Supplied material start

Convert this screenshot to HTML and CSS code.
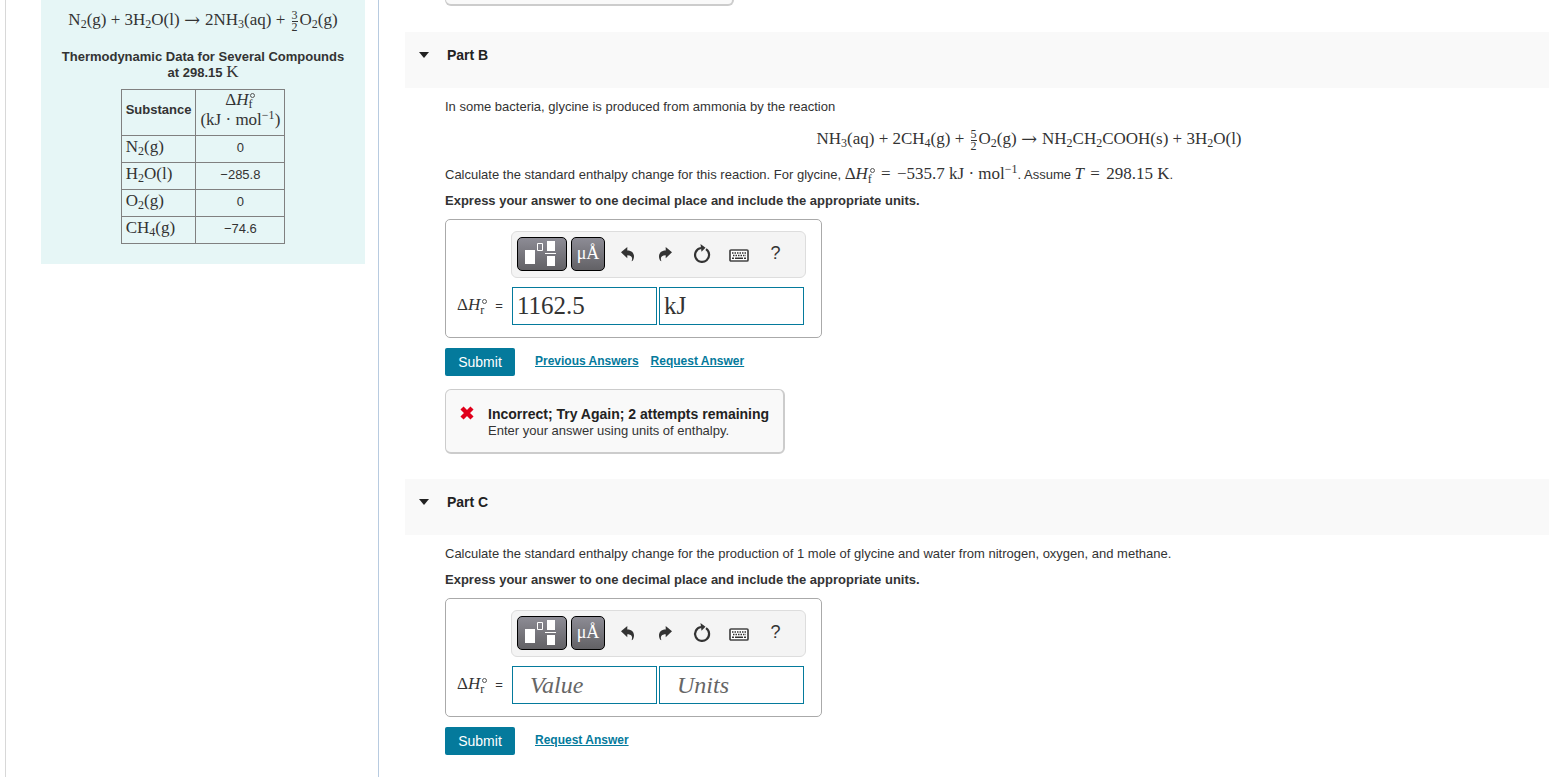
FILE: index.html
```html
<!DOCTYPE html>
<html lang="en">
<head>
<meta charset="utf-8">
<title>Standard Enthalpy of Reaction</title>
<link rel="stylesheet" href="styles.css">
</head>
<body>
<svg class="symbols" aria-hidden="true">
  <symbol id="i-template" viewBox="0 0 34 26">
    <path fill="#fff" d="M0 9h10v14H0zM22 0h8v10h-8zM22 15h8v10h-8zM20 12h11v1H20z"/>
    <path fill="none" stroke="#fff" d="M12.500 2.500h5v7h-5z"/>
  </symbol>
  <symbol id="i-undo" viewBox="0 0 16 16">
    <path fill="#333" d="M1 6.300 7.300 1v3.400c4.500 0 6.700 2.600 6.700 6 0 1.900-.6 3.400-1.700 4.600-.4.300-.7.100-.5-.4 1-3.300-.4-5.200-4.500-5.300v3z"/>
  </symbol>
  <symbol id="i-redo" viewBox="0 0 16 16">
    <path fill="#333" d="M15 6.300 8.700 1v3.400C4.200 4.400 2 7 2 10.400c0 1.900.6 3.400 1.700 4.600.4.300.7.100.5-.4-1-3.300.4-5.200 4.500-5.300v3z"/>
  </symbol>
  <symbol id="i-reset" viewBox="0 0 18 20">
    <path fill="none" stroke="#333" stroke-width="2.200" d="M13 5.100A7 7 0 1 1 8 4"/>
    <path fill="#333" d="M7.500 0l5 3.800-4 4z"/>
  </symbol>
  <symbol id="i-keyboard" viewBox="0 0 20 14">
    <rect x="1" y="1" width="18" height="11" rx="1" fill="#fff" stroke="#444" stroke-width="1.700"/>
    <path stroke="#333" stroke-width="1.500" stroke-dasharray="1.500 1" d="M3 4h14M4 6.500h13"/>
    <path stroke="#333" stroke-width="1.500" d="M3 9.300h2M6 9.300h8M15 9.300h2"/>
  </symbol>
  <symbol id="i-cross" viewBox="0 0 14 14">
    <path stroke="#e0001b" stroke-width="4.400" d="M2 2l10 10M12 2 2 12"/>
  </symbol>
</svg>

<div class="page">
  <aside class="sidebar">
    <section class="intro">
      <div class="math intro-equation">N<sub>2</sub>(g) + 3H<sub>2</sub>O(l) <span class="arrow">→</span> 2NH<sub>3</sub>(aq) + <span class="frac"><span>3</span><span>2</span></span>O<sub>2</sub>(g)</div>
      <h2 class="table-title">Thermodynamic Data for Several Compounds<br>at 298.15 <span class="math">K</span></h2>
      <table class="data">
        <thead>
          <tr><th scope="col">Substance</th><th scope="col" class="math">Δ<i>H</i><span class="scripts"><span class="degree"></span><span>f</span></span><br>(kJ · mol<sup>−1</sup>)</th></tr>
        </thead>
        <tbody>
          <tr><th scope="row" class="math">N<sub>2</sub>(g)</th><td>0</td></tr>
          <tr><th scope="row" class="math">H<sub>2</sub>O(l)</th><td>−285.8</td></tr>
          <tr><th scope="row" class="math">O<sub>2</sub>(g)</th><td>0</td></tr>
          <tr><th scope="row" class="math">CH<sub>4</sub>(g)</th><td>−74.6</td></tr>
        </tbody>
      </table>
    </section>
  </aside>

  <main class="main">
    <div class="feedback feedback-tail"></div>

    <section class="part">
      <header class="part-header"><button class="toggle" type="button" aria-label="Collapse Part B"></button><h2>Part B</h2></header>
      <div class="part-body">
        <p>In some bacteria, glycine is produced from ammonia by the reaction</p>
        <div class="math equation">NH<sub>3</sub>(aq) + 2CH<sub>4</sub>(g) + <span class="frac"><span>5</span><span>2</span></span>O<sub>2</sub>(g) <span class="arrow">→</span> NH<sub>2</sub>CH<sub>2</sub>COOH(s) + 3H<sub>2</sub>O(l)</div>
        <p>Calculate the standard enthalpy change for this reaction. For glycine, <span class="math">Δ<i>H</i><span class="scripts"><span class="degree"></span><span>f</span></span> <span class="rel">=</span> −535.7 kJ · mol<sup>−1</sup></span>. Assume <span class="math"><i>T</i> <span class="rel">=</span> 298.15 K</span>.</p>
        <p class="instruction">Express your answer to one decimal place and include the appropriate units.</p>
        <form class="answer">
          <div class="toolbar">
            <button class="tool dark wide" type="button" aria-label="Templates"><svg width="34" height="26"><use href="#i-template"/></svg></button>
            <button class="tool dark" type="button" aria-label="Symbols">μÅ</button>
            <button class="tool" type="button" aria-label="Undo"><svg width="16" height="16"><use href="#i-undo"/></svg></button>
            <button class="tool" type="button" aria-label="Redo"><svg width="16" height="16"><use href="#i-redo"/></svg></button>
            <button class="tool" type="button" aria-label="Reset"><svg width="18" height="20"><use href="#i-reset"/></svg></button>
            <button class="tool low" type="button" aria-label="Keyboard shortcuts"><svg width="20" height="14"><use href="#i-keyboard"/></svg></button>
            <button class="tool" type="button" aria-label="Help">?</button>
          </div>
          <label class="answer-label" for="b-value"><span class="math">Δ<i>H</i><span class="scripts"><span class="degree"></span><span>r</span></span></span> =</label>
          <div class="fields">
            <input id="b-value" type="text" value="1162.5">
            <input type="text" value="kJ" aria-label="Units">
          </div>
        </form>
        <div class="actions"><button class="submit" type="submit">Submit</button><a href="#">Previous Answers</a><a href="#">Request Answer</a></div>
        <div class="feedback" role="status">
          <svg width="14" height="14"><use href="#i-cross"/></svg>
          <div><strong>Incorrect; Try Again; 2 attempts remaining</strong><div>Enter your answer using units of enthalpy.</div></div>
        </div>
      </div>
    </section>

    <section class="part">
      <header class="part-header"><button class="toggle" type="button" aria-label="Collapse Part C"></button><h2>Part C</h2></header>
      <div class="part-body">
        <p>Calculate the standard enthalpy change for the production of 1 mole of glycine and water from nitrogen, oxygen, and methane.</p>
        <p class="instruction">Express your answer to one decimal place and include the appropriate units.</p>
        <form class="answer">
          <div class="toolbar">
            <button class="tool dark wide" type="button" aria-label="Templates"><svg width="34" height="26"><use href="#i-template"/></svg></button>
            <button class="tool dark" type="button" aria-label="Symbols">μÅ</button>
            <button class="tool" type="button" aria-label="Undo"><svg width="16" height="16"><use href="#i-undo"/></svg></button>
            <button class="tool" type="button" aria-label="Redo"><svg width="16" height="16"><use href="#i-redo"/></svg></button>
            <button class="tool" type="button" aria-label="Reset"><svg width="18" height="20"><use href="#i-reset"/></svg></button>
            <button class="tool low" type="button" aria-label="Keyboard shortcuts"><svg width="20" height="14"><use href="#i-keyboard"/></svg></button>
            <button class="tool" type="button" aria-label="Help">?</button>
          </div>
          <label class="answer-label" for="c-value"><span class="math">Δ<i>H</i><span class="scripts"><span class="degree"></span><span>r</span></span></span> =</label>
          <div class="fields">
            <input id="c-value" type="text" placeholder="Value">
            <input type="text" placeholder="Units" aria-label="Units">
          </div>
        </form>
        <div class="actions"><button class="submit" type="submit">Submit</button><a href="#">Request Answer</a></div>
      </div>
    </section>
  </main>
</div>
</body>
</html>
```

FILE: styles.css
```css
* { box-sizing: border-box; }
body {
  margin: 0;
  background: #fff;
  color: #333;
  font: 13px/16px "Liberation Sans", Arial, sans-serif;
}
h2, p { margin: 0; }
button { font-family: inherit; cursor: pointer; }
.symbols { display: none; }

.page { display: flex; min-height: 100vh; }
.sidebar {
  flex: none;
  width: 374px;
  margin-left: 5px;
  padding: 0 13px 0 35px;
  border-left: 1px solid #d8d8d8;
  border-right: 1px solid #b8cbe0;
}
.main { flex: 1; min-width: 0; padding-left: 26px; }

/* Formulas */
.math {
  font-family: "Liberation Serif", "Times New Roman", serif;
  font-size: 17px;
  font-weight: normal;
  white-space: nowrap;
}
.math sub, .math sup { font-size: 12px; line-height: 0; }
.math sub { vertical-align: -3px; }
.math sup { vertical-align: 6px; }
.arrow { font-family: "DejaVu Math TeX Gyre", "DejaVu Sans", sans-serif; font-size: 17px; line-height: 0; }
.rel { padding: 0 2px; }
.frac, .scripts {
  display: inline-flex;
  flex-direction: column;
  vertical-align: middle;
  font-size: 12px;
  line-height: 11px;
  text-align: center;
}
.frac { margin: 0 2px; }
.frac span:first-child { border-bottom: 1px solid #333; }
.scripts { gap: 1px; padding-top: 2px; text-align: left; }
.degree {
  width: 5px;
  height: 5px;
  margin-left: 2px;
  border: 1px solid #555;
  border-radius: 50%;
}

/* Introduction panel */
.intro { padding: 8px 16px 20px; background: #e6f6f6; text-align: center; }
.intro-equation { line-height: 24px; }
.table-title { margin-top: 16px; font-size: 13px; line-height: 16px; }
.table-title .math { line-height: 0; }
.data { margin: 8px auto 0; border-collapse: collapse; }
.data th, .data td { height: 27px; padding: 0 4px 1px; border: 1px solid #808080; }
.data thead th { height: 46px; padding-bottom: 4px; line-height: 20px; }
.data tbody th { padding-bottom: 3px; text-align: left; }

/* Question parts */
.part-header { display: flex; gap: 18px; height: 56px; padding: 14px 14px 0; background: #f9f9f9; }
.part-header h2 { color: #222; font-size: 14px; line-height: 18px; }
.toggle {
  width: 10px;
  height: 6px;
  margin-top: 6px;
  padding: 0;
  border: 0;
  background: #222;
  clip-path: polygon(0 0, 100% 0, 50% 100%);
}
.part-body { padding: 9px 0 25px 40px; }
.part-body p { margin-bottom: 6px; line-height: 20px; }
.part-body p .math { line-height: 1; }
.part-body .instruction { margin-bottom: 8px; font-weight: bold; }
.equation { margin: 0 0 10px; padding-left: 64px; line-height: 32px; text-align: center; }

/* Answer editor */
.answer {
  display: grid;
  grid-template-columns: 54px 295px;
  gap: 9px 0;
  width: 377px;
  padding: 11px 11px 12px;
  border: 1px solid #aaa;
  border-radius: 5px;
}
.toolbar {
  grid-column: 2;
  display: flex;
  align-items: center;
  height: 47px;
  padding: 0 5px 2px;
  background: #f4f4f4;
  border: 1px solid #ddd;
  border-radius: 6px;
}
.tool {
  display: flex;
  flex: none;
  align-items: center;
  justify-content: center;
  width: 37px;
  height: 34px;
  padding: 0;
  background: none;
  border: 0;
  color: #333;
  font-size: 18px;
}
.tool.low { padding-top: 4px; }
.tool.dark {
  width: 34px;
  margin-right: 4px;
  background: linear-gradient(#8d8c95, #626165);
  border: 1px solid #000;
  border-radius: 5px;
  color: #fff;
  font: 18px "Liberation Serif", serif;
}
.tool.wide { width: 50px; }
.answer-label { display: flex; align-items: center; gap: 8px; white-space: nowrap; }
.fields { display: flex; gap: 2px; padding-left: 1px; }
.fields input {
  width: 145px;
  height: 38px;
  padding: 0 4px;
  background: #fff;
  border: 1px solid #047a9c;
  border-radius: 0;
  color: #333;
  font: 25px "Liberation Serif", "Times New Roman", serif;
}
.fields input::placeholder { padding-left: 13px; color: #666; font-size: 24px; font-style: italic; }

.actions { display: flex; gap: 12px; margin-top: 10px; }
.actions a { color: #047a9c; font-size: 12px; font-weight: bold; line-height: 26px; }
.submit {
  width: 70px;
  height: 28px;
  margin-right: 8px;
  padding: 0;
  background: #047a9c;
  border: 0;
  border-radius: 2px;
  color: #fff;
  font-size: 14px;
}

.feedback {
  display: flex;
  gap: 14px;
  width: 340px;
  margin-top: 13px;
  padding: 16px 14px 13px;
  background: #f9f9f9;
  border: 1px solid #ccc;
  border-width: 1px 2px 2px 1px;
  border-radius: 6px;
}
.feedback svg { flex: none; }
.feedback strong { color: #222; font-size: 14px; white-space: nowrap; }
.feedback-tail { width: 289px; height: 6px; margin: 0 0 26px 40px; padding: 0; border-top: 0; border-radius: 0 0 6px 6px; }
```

Supplied material end

> [Required task] Only lines with the word "this" should be collected from the material.

> [Output of the task]
Convert this screenshot to HTML and CSS code.
        <p>Calculate the standard enthalpy change for this reaction. For glycine, <span class="math">Δ<i>H</i><span class="scripts"><span class="degree"></span><span>f</span></span> <span class="rel">=</span> −535.7 kJ · mol<sup>−1</sup></span>. Assume <span class="math"><i>T</i> <span class="rel">=</span> 298.15 K</span>.</p>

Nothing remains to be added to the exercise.